_Stored data_
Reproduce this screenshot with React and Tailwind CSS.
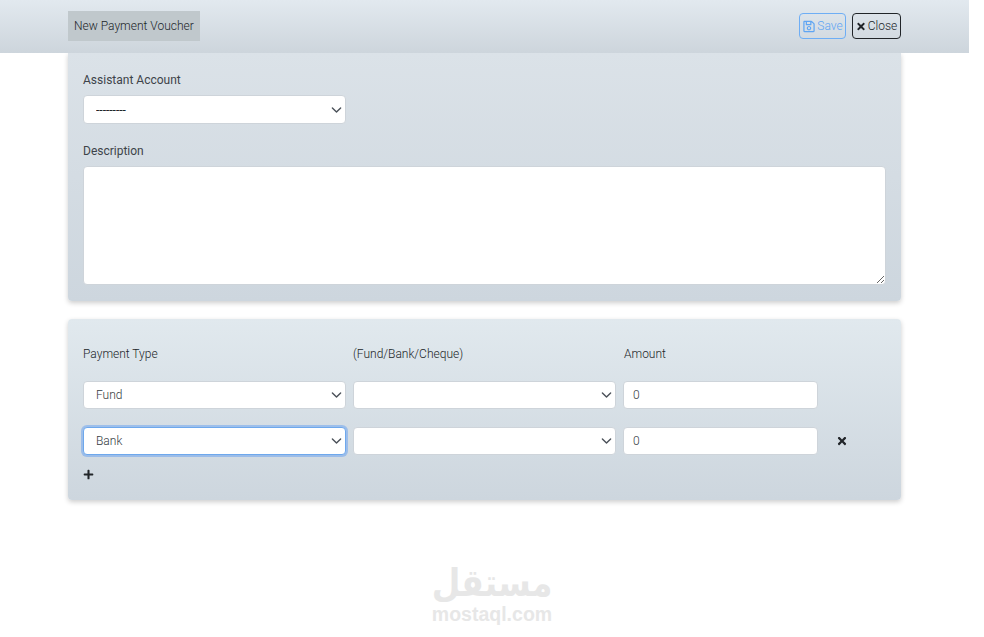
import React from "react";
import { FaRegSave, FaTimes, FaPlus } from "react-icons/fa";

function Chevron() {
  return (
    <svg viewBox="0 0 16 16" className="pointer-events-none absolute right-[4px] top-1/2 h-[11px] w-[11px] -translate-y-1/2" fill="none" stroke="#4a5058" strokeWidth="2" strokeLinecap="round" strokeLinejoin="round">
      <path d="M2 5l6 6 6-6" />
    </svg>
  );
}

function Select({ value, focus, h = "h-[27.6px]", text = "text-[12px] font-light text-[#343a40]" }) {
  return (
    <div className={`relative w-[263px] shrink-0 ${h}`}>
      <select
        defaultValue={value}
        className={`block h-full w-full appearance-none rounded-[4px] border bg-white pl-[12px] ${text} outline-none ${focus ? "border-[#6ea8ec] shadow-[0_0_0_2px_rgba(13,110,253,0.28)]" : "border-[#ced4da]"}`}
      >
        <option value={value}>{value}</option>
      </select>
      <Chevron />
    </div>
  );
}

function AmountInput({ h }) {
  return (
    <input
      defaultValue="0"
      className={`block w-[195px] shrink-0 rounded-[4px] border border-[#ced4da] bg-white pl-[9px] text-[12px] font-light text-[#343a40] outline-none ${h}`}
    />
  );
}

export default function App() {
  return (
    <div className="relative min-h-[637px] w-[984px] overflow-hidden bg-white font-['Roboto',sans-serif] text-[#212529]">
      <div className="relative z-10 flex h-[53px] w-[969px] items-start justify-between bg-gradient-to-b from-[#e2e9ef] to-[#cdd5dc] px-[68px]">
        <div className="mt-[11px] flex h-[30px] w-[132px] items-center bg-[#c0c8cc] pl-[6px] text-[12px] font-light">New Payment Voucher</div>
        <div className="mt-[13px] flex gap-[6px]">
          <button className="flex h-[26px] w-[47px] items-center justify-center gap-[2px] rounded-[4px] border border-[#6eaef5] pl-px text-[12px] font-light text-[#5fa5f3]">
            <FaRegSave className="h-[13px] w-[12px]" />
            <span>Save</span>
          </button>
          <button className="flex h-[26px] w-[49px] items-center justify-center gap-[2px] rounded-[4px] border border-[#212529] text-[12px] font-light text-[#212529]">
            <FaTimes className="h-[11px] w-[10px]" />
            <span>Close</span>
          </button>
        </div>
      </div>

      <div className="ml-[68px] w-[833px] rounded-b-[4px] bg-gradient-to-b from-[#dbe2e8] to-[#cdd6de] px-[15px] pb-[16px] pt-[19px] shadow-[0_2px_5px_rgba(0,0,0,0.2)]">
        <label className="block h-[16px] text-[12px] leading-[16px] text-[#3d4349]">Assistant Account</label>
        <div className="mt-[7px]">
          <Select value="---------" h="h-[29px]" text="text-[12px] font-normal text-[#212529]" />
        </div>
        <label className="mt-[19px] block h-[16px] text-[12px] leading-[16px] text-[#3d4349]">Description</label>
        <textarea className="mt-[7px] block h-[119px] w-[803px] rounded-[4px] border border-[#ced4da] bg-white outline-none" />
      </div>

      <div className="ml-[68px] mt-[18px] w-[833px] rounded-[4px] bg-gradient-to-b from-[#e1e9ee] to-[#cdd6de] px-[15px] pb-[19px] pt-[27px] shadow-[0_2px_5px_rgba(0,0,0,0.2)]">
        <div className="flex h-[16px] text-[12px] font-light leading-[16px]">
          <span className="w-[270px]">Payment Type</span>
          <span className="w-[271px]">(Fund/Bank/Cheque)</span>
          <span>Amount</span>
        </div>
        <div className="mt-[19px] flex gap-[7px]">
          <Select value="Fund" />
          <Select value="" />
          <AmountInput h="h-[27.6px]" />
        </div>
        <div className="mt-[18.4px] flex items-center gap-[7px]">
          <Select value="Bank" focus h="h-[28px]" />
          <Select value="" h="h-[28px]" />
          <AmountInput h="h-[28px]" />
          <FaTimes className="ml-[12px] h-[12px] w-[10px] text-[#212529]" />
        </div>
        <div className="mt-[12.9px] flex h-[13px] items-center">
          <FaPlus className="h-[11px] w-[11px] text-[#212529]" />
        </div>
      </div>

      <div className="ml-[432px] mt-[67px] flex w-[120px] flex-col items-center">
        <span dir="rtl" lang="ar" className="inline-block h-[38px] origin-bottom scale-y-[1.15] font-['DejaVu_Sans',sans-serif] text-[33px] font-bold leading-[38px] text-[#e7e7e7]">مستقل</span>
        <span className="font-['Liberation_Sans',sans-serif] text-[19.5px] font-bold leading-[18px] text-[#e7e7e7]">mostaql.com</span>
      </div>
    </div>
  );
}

_Exercise requirements_
Your task is to reproduce all of the material exactly. The pictures stay out.

_Written response_
Reproduce this screenshot with React and Tailwind CSS.
import React from "react";
import { FaRegSave, FaTimes, FaPlus } from "react-icons/fa";

function Chevron() {
  return (
    <svg viewBox="0 0 16 16" className="pointer-events-none absolute right-[4px] top-1/2 h-[11px] w-[11px] -translate-y-1/2" fill="none" stroke="#4a5058" strokeWidth="2" strokeLinecap="round" strokeLinejoin="round">
      <path d="M2 5l6 6 6-6" />
    </svg>
  );
}

function Select({ value, focus, h = "h-[27.6px]", text = "text-[12px] font-light text-[#343a40]" }) {
  return (
    <div className={`relative w-[263px] shrink-0 ${h}`}>
      <select
        defaultValue={value}
        className={`block h-full w-full appearance-none rounded-[4px] border bg-white pl-[12px] ${text} outline-none ${focus ? "border-[#6ea8ec] shadow-[0_0_0_2px_rgba(13,110,253,0.28)]" : "border-[#ced4da]"}`}
      >
        <option value={value}>{value}</option>
      </select>
      <Chevron />
    </div>
  );
}

function AmountInput({ h }) {
  return (
    <input
      defaultValue="0"
      className={`block w-[195px] shrink-0 rounded-[4px] border border-[#ced4da] bg-white pl-[9px] text-[12px] font-light text-[#343a40] outline-none ${h}`}
    />
  );
}

export default function App() {
  return (
    <div className="relative min-h-[637px] w-[984px] overflow-hidden bg-white font-['Roboto',sans-serif] text-[#212529]">
      <div className="relative z-10 flex h-[53px] w-[969px] items-start justify-between bg-gradient-to-b from-[#e2e9ef] to-[#cdd5dc] px-[68px]">
        <div className="mt-[11px] flex h-[30px] w-[132px] items-center bg-[#c0c8cc] pl-[6px] text-[12px] font-light">New Payment Voucher</div>
        <div className="mt-[13px] flex gap-[6px]">
          <button className="flex h-[26px] w-[47px] items-center justify-center gap-[2px] rounded-[4px] border border-[#6eaef5] pl-px text-[12px] font-light text-[#5fa5f3]">
            <FaRegSave className="h-[13px] w-[12px]" />
            <span>Save</span>
          </button>
          <button className="flex h-[26px] w-[49px] items-center justify-center gap-[2px] rounded-[4px] border border-[#212529] text-[12px] font-light text-[#212529]">
            <FaTimes className="h-[11px] w-[10px]" />
            <span>Close</span>
          </button>
        </div>
      </div>

      <div className="ml-[68px] w-[833px] rounded-b-[4px] bg-gradient-to-b from-[#dbe2e8] to-[#cdd6de] px-[15px] pb-[16px] pt-[19px] shadow-[0_2px_5px_rgba(0,0,0,0.2)]">
        <label className="block h-[16px] text-[12px] leading-[16px] text-[#3d4349]">Assistant Account</label>
        <div className="mt-[7px]">
          <Select value="---------" h="h-[29px]" text="text-[12px] font-normal text-[#212529]" />
        </div>
        <label className="mt-[19px] block h-[16px] text-[12px] leading-[16px] text-[#3d4349]">Description</label>
        <textarea className="mt-[7px] block h-[119px] w-[803px] rounded-[4px] border border-[#ced4da] bg-white outline-none" />
      </div>

      <div className="ml-[68px] mt-[18px] w-[833px] rounded-[4px] bg-gradient-to-b from-[#e1e9ee] to-[#cdd6de] px-[15px] pb-[19px] pt-[27px] shadow-[0_2px_5px_rgba(0,0,0,0.2)]">
        <div className="flex h-[16px] text-[12px] font-light leading-[16px]">
          <span className="w-[270px]">Payment Type</span>
          <span className="w-[271px]">(Fund/Bank/Cheque)</span>
          <span>Amount</span>
        </div>
        <div className="mt-[19px] flex gap-[7px]">
          <Select value="Fund" />
          <Select value="" />
          <AmountInput h="h-[27.6px]" />
        </div>
        <div className="mt-[18.4px] flex items-center gap-[7px]">
          <Select value="Bank" focus h="h-[28px]" />
          <Select value="" h="h-[28px]" />
          <AmountInput h="h-[28px]" />
          <FaTimes className="ml-[12px] h-[12px] w-[10px] text-[#212529]" />
        </div>
        <div className="mt-[12.9px] flex h-[13px] items-center">
          <FaPlus className="h-[11px] w-[11px] text-[#212529]" />
        </div>
      </div>

      <div className="ml-[432px] mt-[67px] flex w-[120px] flex-col items-center">
        <span dir="rtl" lang="ar" className="inline-block h-[38px] origin-bottom scale-y-[1.15] font-['DejaVu_Sans',sans-serif] text-[33px] font-bold leading-[38px] text-[#e7e7e7]">مستقل</span>
        <span className="font-['Liberation_Sans',sans-serif] text-[19.5px] font-bold leading-[18px] text-[#e7e7e7]">mostaql.com</span>
      </div>
    </div>
  );
}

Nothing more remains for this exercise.